[Supplied data]:
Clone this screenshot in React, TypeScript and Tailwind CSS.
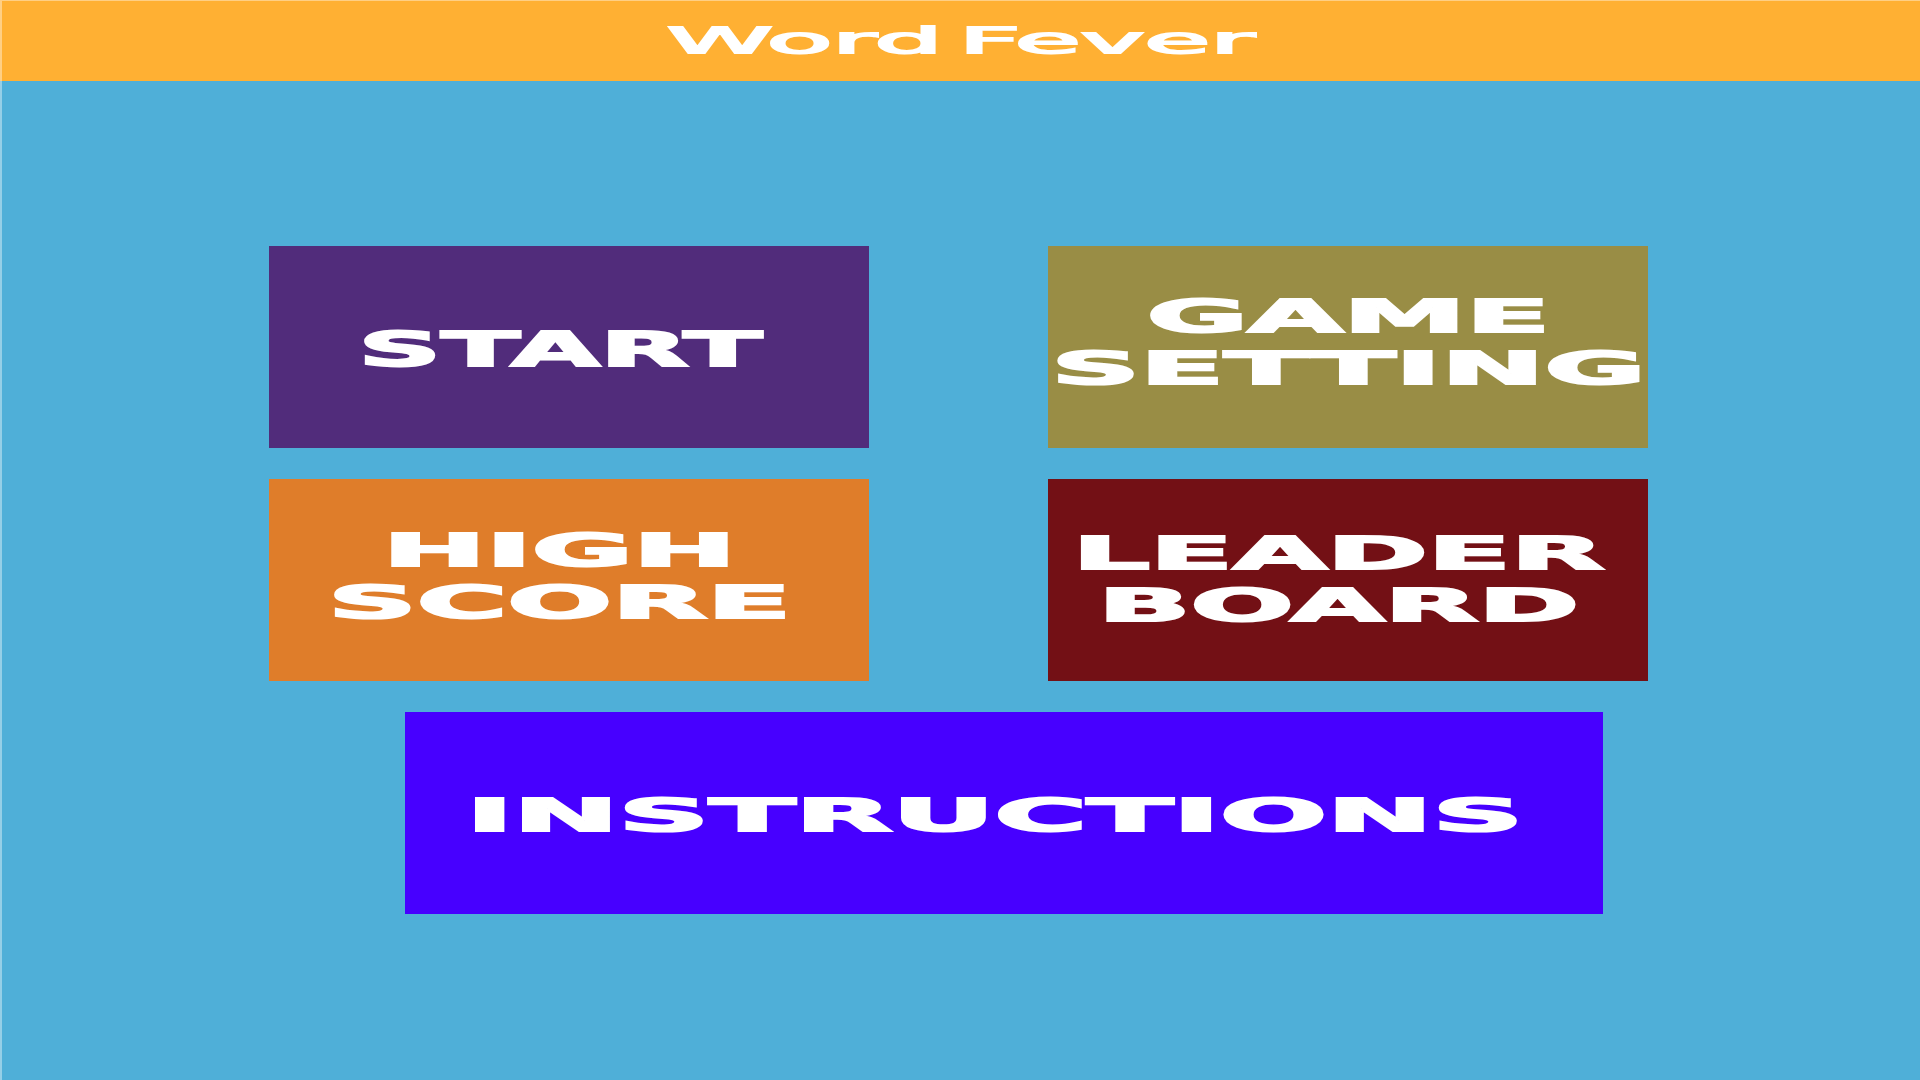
import { FunctionComponent } from "react"

type MenuItem = {
    id: string;
    lines: string[];
    bg: string;
    pad: string;
    text: string;
}

const items: MenuItem[] = [
    { id: "start", lines: ["START"], bg: "bg-[#512c7b]", pad: "pr-[18px] pt-[4px]", text: "text-[48px] scale-x-[2.4]" },
    { id: "settings", lines: ["GAME", "SETTING"], bg: "bg-[#998d45]", pad: "pb-[8px]", text: "text-[45px] scale-x-[2.74]" },
    { id: "highscore", lines: ["HIGH", "SCORE"], bg: "bg-[#df7d2a]", pad: "pr-[18px] pb-[6px]", text: "text-[45px] scale-x-[2.74]" },
    { id: "leaderboard", lines: ["LEADER", "BOARD"], bg: "bg-[#731015]", pad: "pr-[20px]", text: "text-[45px] scale-x-[2.7]" },
]

const instructions: MenuItem = {
    id: "instructions",
    lines: ["INSTRUCTIONS"],
    bg: "bg-[#4700ff]",
    pad: "pr-[18px] pt-[6px]",
    text: "text-[45px] scale-x-[2.8]",
}

const MenuButton: FunctionComponent<{ item: MenuItem; className?: string }> = ({ item, className }) => (
    <button
        className={`flex items-center justify-center h-[202px] ${item.bg} ${item.pad} ${className ?? ""}`}
    >
        <span
            className={`inline-block font-bold leading-[52px] text-white text-center [-webkit-text-stroke:2px_white] ${item.text}`}
            style={{ fontFamily: '"DejaVu Sans", "Liberation Sans", sans-serif' }}
        >
            {item.lines.map(line => <span key={line} className="block">{line}</span>)}
        </span>
    </button>
)

export default function App() {
    return (
        <div className="flex flex-col w-[1920px] h-[1080px] overflow-hidden">
            <header className="flex items-center justify-center h-[81px] shrink-0 bg-[#ffb033] border-l-2 border-t border-white/40">
                <h1
                    className="inline-block text-[36px] font-normal leading-none text-white scale-x-[2.98] [word-spacing:-6px] [-webkit-text-stroke:1.8px_white]"
                    style={{ fontFamily: '"DejaVu Sans", "Liberation Sans", sans-serif' }}
                >
                    Word Fever
                </h1>
            </header>

            <main className="flex-1 bg-[#4fafd8] border-l-2 border-white/40 pt-[165px] pl-[267px]">
                <div className="grid grid-cols-[600px_600px] gap-x-[179px] gap-y-[31px]">
                    {items.map(item => <MenuButton key={item.id} item={item} />)}
                </div>
                <div className="mt-[31px] ml-[136px] w-[1198px]">
                    <MenuButton className="w-full" item={instructions} />
                </div>
            </main>
        </div>
    )
}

[Request]:
Set down the material exactly, every line of it, except for the pictures.

[Solution to this exercise]:
Clone this screenshot in React, TypeScript and Tailwind CSS.
import { FunctionComponent } from "react"

type MenuItem = {
    id: string;
    lines: string[];
    bg: string;
    pad: string;
    text: string;
}

const items: MenuItem[] = [
    { id: "start", lines: ["START"], bg: "bg-[#512c7b]", pad: "pr-[18px] pt-[4px]", text: "text-[48px] scale-x-[2.4]" },
    { id: "settings", lines: ["GAME", "SETTING"], bg: "bg-[#998d45]", pad: "pb-[8px]", text: "text-[45px] scale-x-[2.74]" },
    { id: "highscore", lines: ["HIGH", "SCORE"], bg: "bg-[#df7d2a]", pad: "pr-[18px] pb-[6px]", text: "text-[45px] scale-x-[2.74]" },
    { id: "leaderboard", lines: ["LEADER", "BOARD"], bg: "bg-[#731015]", pad: "pr-[20px]", text: "text-[45px] scale-x-[2.7]" },
]

const instructions: MenuItem = {
    id: "instructions",
    lines: ["INSTRUCTIONS"],
    bg: "bg-[#4700ff]",
    pad: "pr-[18px] pt-[6px]",
    text: "text-[45px] scale-x-[2.8]",
}

const MenuButton: FunctionComponent<{ item: MenuItem; className?: string }> = ({ item, className }) => (
    <button
        className={`flex items-center justify-center h-[202px] ${item.bg} ${item.pad} ${className ?? ""}`}
    >
        <span
            className={`inline-block font-bold leading-[52px] text-white text-center [-webkit-text-stroke:2px_white] ${item.text}`}
            style={{ fontFamily: '"DejaVu Sans", "Liberation Sans", sans-serif' }}
        >
            {item.lines.map(line => <span key={line} className="block">{line}</span>)}
        </span>
    </button>
)

export default function App() {
    return (
        <div className="flex flex-col w-[1920px] h-[1080px] overflow-hidden">
            <header className="flex items-center justify-center h-[81px] shrink-0 bg-[#ffb033] border-l-2 border-t border-white/40">
                <h1
                    className="inline-block text-[36px] font-normal leading-none text-white scale-x-[2.98] [word-spacing:-6px] [-webkit-text-stroke:1.8px_white]"
                    style={{ fontFamily: '"DejaVu Sans", "Liberation Sans", sans-serif' }}
                >
                    Word Fever
                </h1>
            </header>

            <main className="flex-1 bg-[#4fafd8] border-l-2 border-white/40 pt-[165px] pl-[267px]">
                <div className="grid grid-cols-[600px_600px] gap-x-[179px] gap-y-[31px]">
                    {items.map(item => <MenuButton key={item.id} item={item} />)}
                </div>
                <div className="mt-[31px] ml-[136px] w-[1198px]">
                    <MenuButton className="w-full" item={instructions} />
                </div>
            </main>
        </div>
    )
}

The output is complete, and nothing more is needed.